The first tally conducted by Jewish communities, and dated May 1, 1945 [before the end of the European part of WWII], identified 42,662 total surviving Polish Jews--a figure considered 10-15% inflated owing to duplicate listings. (p. 10, 67). [The 40,000 figure is commonly, but erroneously, listed as the actual number of Jews who survived the Nazis owing to Polish help. In actuality, it is an absolute minimum.]

Now consider much higher figures. Author Dobroszycki ridicules the estimates of Tadeusz Bednarczyk, and others, that suggest a few hundred thousand Polish Jews surviving in German-occupied Poland. However, on these same pages, he cites comparable figures! In a quoted conversation between Ignacy Schwartzbard (a Jewish representative in the Polish Government in Exile) and Jan Stanczyk, figures of 90,000 and 200,000 were seriously discussed as the number of Polish Jews who survived (EXCLUDING those in Russia). (pp. 27-28).
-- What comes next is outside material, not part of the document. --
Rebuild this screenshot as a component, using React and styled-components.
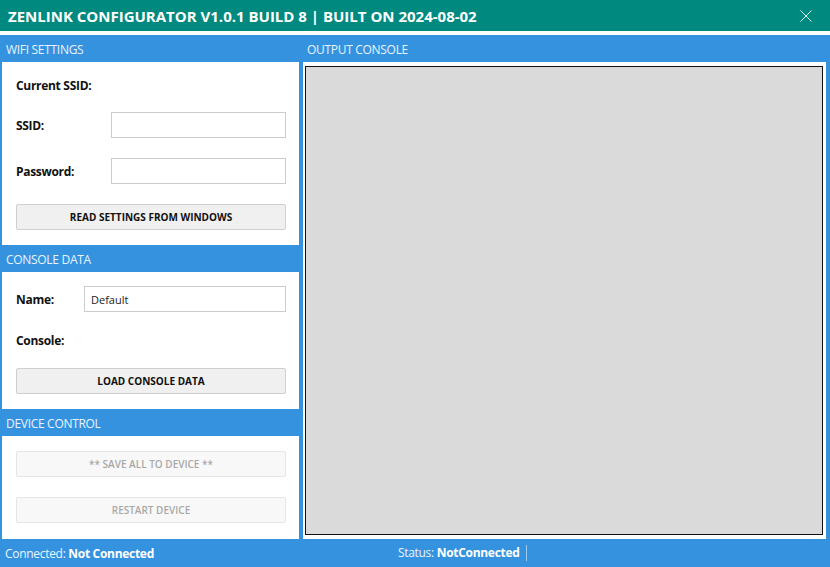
import styled, { createGlobalStyle } from "styled-components";

const GlobalStyle = createGlobalStyle`
    html, body {
        margin: 0;
        padding: 0;
        background: #ffffff;
    }
    body {
        font-family: "Open Sans", "Noto Sans", sans-serif;
    }
`;

const BLUE = "#3592de";
const TEAL = "#00897f";

function App() {
    return (
        <>
            <GlobalStyle />
            <Window>
                <TitleBar>
                    <Title>ZENLINK CONFIGURATOR V1.0.1 BUILD 8 | BUILT ON 2024-08-02</Title>
                    <CloseButton aria-label="close">
                        <svg width="12" height="12" viewBox="0 0 12 12">
                            <path d="M0.5 0.5 L11.5 11.5 M11.5 0.5 L0.5 11.5" stroke="#d8f2ee" strokeWidth="1" fill="none" />
                        </svg>
                    </CloseButton>
                </TitleBar>
                <Body>
                    <Column>
                        <Header>WIFI SETTINGS</Header>
                        <Section $height={183}>
                            <Row $top={12}>
                                <Label>Current SSID:</Label>
                            </Row>
                            <Row $top={16}>
                                <Label $width={95}>SSID:</Label>
                                <Input />
                            </Row>
                            <Row $top={20}>
                                <Label $width={95}>Password:</Label>
                                <Input type="password" />
                            </Row>
                            <Button $top={20}>READ SETTINGS FROM WINDOWS</Button>
                        </Section>
                        <Header>CONSOLE DATA</Header>
                        <Section $height={137}>
                            <Row $top={14}>
                                <Label $width={68}>Name:</Label>
                                <Input defaultValue="Default" />
                            </Row>
                            <Row $top={17}>
                                <Label>Console:</Label>
                            </Row>
                            <Button $top={17}>LOAD CONSOLE DATA</Button>
                        </Section>
                        <Header>DEVICE CONTROL</Header>
                        <Section $grow>
                            <Button $top={15} disabled>** SAVE ALL TO DEVICE **</Button>
                            <Button $top={20} disabled>RESTART DEVICE</Button>
                        </Section>
                    </Column>
                    <Column>
                        <Header>OUTPUT CONSOLE</Header>
                        <ConsoleWrap>
                            <ConsoleBox />
                        </ConsoleWrap>
                    </Column>
                </Body>
                <StatusBar>
                    <StatusItem>Connected: <b>Not Connected</b></StatusItem>
                    <StatusItem $divider>Status: <b>NotConnected</b></StatusItem>
                </StatusBar>
            </Window>
        </>
    );
}

export default App;

const Window = styled.div`
    width: 830px;
    height: 567px;
    display: flex;
    flex-direction: column;
    background: #ffffff;
    overflow: hidden;
`;

const TitleBar = styled.div`
    height: 31px;
    flex: none;
    background: ${TEAL};
    display: flex;
    align-items: center;
    justify-content: space-between;
    padding: 0 18px 0 8px;
    border-bottom: 4px solid #ffffff;
`;

const Title = styled.div`
    color: #ffffff;
    font-size: 15px;
    font-weight: 700;
    margin-top: 1px;
`;

const CloseButton = styled.div`
    display: flex;
    align-items: center;
    margin-top: 1px;
`;

const Body = styled.div`
    flex: 1;
    display: grid;
    grid-template-columns: 297px 1fr;
    column-gap: 4px;
    padding: 0 4px 0 2px;
    background: ${BLUE};
    min-height: 0;
`;

const Column = styled.div`
    display: flex;
    flex-direction: column;
    min-height: 0;
`;

const Header = styled.div`
    height: 27px;
    flex: none;
    display: flex;
    align-items: center;
    padding: 1px 0 0 4px;
    box-sizing: border-box;
    color: #e9f4ff;
    font-size: 12px;
    letter-spacing: -0.3px;
    background: ${BLUE};
`;

const Section = styled.div`
    background: #ffffff;
    display: flex;
    flex-direction: column;
    padding: 0 13px 0 14px;
    box-sizing: border-box;
    ${p => p.$grow ? "flex: 1;" : `height: ${p.$height}px; flex: none;`}
`;

const Row = styled.div`
    display: flex;
    align-items: center;
    min-height: 22px;
    margin-top: ${p => p.$top}px;
`;

const Label = styled.div`
    font-size: 12px;
    font-weight: 700;
    color: #111111;
    letter-spacing: -0.3px;
    ${p => p.$width ? `width: ${p.$width}px; flex: none;` : ""}
`;

const Input = styled.input`
    flex: 1;
    height: 26px;
    box-sizing: border-box;
    border: 1px solid #cccccc;
    padding: 0 6px;
    font-family: "Open Sans", "Noto Sans", sans-serif;
    font-size: 11px;
    color: #222222;
    background: #ffffff;
    outline: none;
`;

const Button = styled.button`
    height: 26px;
    margin-top: ${p => p.$top}px;
    box-sizing: border-box;
    border: 1px solid #cfcfcf;
    border-radius: 2px;
    background: #f0f0f0;
    font-family: "Open Sans", "Noto Sans", sans-serif;
    font-size: 10px;
    font-weight: 700;
    color: #111111;
    padding: 0;
    flex: none;

    &:disabled {
        background: #f8f8f8;
        border-color: #e6e6e6;
        color: #a8a8a8;
        font-weight: 600;
    }
`;

const ConsoleWrap = styled.div`
    flex: 1;
    background: #ffffff;
    padding: 4px 3px 4px 2px;
    display: flex;
    min-height: 0;
`;

const ConsoleBox = styled.div`
    flex: 1;
    background: #dadada;
    border: 1px solid #111111;
`;

const StatusBar = styled.div`
    height: 28px;
    flex: none;
    background: ${BLUE};
    display: flex;
    align-items: center;
    padding-left: 5px;
    color: #eaf4ff;
    font-size: 12px;
    letter-spacing: -0.3px;

    b {
        color: #ffffff;
        font-weight: 700;
    }
`;

const StatusItem = styled.div`
    white-space: nowrap;
    ${p => p.$divider ? `
        margin-left: 244px;
        padding-right: 6px;
        border-right: 1px solid #9fcaef;
        line-height: 16px;
    ` : ""}
`;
POLAND'S JEWS FROM ELSEWHERE

The return of Polish Jews from German camps came later. In May-December 1945, nearly 5,000 Jews came from German concentration camps, mainly Buchenwald, Dachau, Bergen-Belsen, etc. (p. 11).

An estimated additional 240,000--250,000 Jews eventually returned from other places, mainly the Soviet Union, out of some 300,000--350,000 Polish Jews that had been out of reach of the Nazis. (p.